***** STORED DATA
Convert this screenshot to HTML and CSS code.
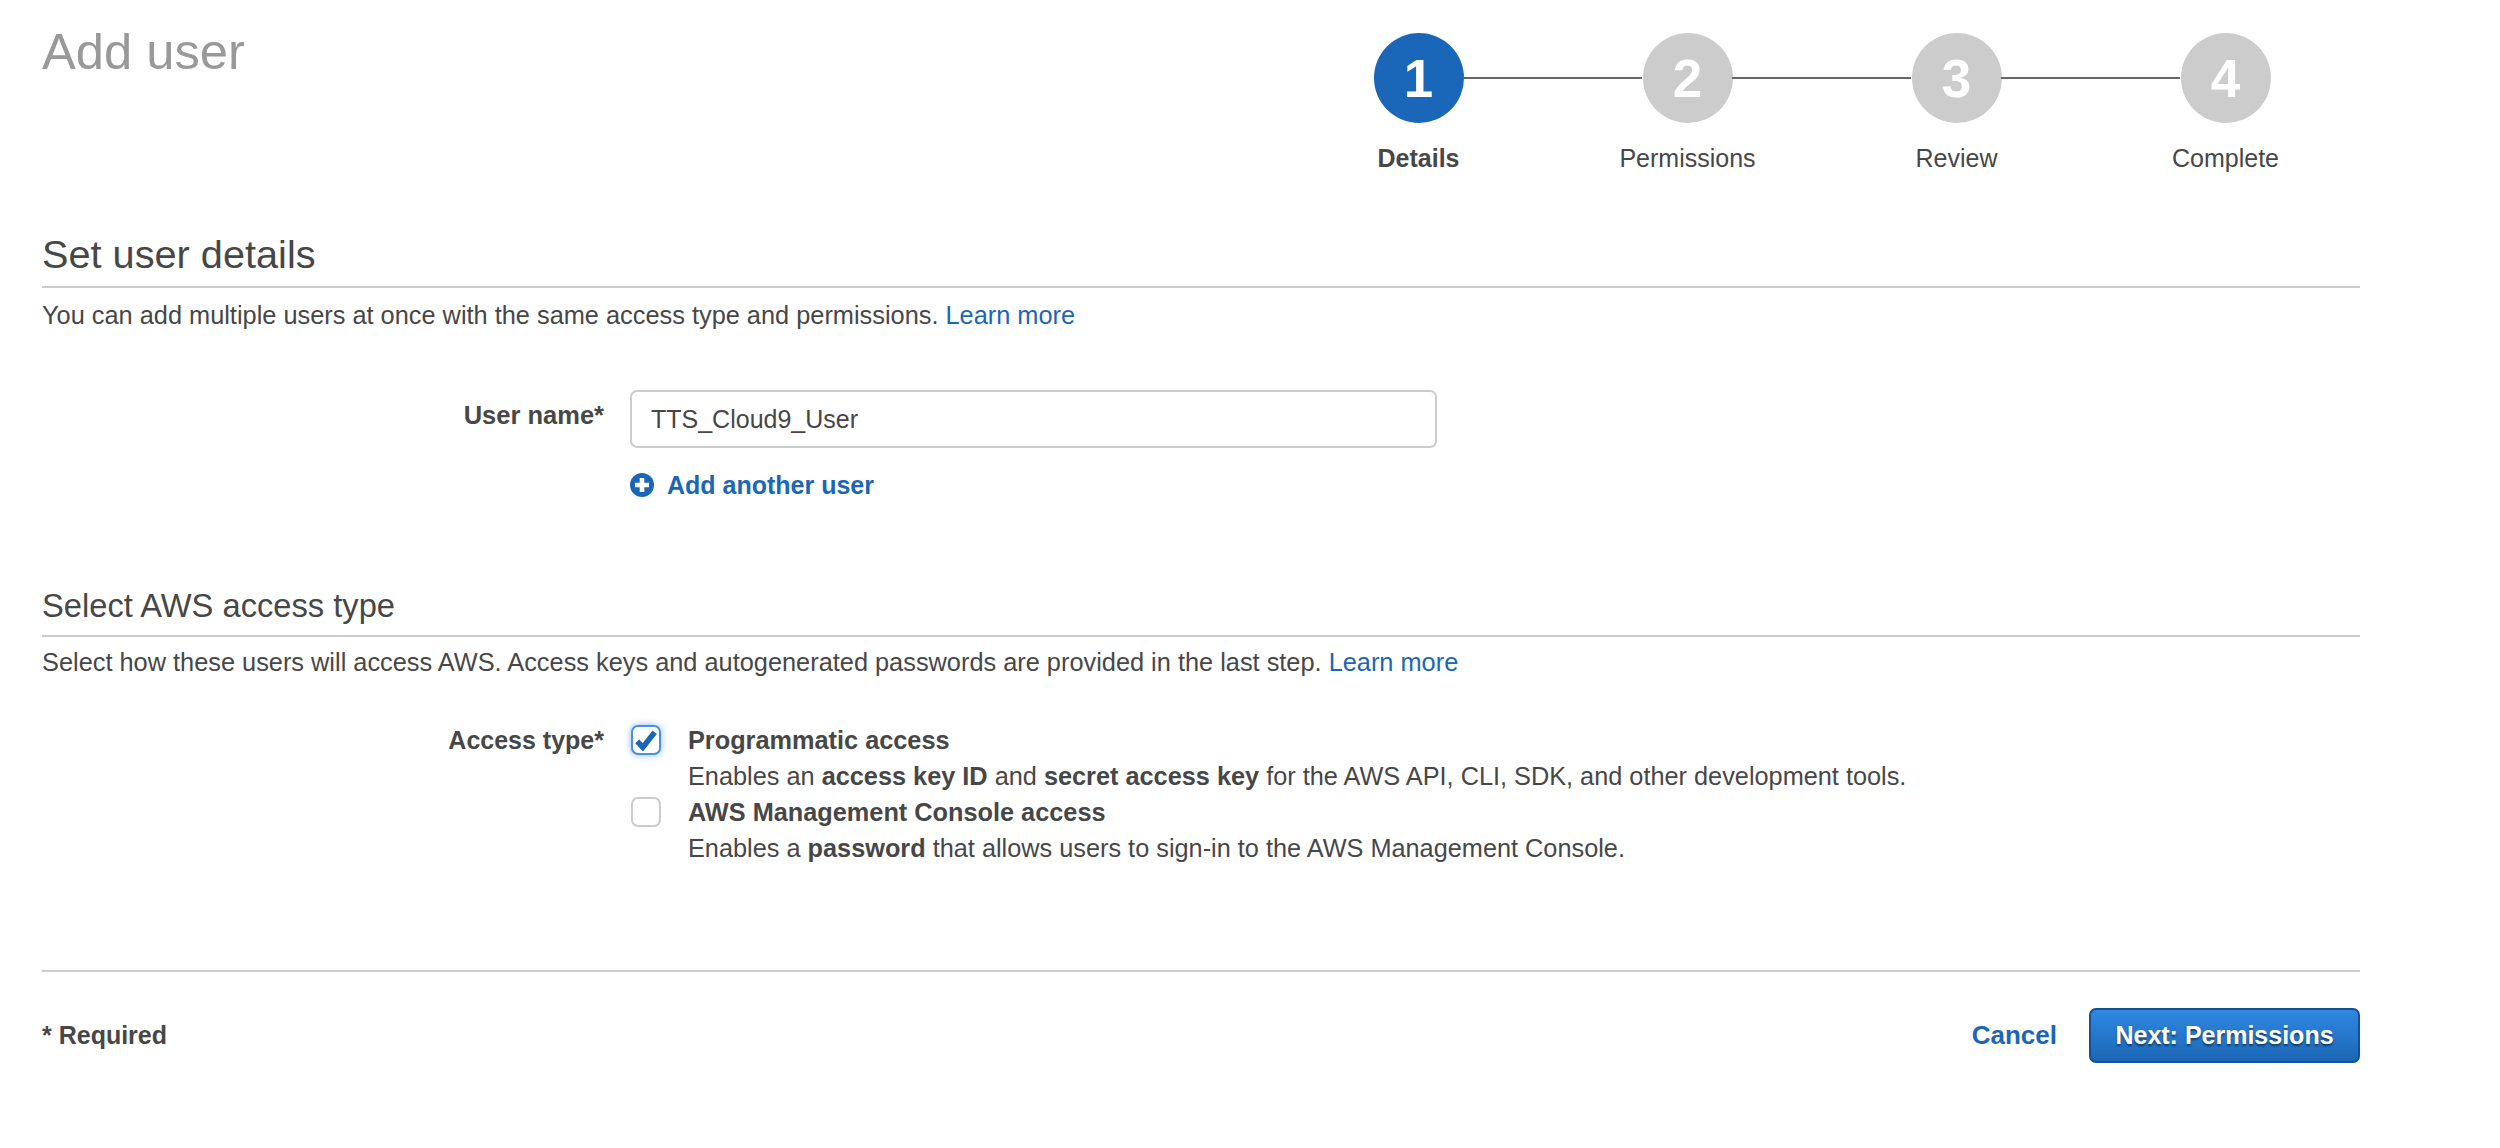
**********
***** STORED DATA
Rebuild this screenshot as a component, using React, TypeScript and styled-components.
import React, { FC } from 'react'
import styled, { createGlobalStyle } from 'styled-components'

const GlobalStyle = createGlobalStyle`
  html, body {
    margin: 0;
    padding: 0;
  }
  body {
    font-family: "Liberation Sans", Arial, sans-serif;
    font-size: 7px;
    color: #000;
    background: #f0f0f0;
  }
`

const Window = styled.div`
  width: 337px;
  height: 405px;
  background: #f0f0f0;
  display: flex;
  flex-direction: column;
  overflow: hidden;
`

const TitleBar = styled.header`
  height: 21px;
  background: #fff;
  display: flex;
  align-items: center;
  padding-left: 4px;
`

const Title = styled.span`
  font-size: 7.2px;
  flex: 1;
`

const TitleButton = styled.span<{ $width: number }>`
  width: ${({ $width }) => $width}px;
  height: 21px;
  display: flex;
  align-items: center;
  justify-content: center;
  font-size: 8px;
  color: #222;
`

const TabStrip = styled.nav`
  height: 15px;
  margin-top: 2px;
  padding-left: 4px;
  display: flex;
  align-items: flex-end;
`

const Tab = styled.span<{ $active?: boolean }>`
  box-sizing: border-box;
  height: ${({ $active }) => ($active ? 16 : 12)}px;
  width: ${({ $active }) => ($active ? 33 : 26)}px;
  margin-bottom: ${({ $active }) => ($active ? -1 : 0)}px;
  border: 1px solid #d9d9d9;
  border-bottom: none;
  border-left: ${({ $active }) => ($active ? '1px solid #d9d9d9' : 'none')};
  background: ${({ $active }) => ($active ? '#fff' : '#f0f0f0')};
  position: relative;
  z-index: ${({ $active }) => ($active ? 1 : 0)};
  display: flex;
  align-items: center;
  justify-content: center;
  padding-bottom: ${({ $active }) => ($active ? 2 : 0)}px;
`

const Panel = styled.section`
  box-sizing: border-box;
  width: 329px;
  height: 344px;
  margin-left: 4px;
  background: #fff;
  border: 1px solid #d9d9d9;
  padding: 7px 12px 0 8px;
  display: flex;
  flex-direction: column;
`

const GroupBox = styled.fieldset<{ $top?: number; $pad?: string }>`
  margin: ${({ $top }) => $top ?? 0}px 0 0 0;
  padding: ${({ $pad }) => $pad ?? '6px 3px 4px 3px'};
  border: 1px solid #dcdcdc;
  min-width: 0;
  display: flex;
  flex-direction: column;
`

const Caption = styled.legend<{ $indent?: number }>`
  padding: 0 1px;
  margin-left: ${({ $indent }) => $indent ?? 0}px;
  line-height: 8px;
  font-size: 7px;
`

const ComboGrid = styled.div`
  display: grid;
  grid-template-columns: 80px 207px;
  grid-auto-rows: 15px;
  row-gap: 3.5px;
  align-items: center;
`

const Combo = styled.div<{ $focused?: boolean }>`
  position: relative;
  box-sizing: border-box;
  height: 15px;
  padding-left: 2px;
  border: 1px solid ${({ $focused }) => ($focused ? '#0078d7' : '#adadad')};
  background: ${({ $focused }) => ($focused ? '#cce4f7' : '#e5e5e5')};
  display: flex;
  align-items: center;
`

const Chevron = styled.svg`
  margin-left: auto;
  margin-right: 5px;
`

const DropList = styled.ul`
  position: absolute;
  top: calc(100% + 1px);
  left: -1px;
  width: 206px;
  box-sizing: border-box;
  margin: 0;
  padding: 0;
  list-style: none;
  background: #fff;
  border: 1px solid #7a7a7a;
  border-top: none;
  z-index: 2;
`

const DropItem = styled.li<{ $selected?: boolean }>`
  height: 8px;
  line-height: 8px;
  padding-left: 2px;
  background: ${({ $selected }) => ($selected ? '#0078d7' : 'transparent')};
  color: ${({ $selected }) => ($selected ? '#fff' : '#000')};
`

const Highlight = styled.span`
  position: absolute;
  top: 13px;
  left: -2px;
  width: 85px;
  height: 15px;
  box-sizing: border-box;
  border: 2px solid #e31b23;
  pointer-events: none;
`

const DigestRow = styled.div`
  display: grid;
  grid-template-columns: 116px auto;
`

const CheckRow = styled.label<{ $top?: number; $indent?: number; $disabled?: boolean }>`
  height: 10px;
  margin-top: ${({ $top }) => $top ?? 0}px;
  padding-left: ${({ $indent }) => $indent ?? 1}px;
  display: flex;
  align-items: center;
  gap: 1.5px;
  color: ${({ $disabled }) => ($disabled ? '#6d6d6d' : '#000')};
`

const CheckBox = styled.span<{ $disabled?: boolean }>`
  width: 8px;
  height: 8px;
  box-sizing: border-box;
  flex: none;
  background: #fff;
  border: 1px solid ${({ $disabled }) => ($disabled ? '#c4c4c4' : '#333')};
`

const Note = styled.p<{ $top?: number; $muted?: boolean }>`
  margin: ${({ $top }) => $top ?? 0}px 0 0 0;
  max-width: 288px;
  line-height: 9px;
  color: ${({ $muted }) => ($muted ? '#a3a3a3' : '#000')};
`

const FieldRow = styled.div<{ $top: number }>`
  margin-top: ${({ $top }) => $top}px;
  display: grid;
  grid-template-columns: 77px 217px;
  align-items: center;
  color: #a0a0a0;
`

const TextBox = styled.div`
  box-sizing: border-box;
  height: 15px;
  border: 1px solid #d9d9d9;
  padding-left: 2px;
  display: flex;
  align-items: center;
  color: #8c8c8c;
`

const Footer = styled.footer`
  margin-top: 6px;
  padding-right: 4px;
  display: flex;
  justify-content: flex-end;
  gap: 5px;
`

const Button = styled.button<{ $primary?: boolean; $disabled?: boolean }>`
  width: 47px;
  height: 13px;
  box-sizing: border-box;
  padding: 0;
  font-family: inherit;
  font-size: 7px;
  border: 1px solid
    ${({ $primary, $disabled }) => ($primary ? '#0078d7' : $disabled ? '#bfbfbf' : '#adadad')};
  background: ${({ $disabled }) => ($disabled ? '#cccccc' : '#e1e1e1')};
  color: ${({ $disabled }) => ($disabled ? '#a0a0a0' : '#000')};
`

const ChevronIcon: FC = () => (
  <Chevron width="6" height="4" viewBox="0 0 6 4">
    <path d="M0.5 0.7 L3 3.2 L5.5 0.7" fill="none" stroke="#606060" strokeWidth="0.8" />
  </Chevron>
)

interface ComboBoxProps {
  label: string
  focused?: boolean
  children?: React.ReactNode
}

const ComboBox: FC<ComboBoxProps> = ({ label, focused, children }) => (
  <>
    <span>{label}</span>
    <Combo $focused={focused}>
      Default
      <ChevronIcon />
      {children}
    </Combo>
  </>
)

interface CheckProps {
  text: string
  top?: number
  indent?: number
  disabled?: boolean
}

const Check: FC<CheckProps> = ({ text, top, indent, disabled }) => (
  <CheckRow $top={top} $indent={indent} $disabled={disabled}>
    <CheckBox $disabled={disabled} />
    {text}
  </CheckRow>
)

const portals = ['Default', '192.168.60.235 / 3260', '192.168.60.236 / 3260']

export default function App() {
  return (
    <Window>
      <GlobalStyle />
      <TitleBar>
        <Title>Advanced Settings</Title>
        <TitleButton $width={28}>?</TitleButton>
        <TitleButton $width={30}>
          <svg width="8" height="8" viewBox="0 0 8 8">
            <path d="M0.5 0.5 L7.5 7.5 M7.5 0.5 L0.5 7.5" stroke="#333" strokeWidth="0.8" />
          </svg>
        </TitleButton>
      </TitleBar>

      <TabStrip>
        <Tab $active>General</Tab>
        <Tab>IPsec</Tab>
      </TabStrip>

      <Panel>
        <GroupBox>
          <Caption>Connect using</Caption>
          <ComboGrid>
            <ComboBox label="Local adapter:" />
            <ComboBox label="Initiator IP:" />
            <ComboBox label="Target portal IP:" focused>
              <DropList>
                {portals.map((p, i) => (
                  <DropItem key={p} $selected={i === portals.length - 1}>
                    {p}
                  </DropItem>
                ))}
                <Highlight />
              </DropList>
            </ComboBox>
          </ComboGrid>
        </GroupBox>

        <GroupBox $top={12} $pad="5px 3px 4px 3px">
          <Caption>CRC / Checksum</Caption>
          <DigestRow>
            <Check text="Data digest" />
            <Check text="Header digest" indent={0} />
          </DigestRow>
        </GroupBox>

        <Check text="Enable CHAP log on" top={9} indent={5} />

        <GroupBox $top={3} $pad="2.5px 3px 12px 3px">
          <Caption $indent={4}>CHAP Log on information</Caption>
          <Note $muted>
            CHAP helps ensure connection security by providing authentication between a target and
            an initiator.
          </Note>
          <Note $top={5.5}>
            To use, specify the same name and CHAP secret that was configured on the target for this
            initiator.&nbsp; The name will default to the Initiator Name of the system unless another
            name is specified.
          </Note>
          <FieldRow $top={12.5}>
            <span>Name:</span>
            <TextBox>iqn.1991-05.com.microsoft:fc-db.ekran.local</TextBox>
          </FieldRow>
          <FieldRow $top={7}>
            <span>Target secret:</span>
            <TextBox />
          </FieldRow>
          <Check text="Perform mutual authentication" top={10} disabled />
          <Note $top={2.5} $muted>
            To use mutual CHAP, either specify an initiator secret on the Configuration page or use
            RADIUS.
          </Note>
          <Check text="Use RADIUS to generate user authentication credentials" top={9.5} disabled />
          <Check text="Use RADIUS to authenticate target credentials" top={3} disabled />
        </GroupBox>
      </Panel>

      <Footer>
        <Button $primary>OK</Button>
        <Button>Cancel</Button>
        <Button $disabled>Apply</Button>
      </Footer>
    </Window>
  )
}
**********
◆ **GIVEN TASK**
Check each line of the records above for "screenshot", and copy those that have it.

◆ **COMPLETE RESPONSE**
Convert this screenshot to HTML and CSS code.
Rebuild this screenshot as a component, using React, TypeScript and styled-components.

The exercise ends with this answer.